The DCEP is also partially anonymous but can be monitored or analysed by the PBOC, it can be a way to reinforce the social scoring system used to punish or reward the citizen according to their behaviour. 


Sweden: The first country who tried a cashless society is also one of the most advanced on its CBDC “e-krona” the Riksbank has started to work on the e-krona project and has started experiments with internal use of DLT. However, retail banks have expressed some concerns about how the project will be launched and have asked to prepare legislation on e-krona.

Brazil: The country announced that the digital real should be ready for launch in 2022. It will be interoperable with the new “Pix” payment system, which allows QR code payment across the country.

Venezuela: The “Petro” has been launched to control the hyperinflation, it can be compared to an “asset backed” stablecoins as it should be backed by the value of a barrel of oil. However due to the lack of trust of the citizens in the government, the Petro is exchanged way under its theoretical value.

Europe: the ECB has declared to do research on a CBDC project that could lead to one or two CBDCs : one for institutions and a second for individuals and everyday uses, there is no information yet if they will share the same one or use two different types of currencies. Beside the ECB serval countries started their own experiment like in France where the Bank of France successfully conducted a first interbank settlement on a blockchain.
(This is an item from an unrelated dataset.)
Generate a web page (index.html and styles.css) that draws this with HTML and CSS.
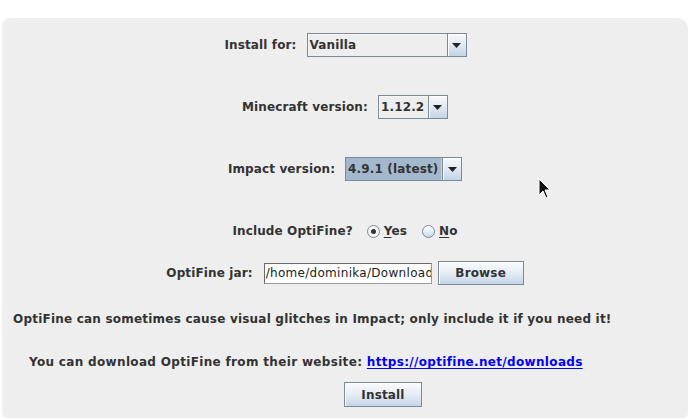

Most of the northern and developed countries have started to do research on the topic, so we can expect to see more and more experiments on the CBDCs around the world in the near future. CBDCs remain very different from the current crypto currencies, it may replace fiat-backed stablecoins if governments want to keep their sovereignty over their currencies but it could lead to convergence between traditional and decentralized finance.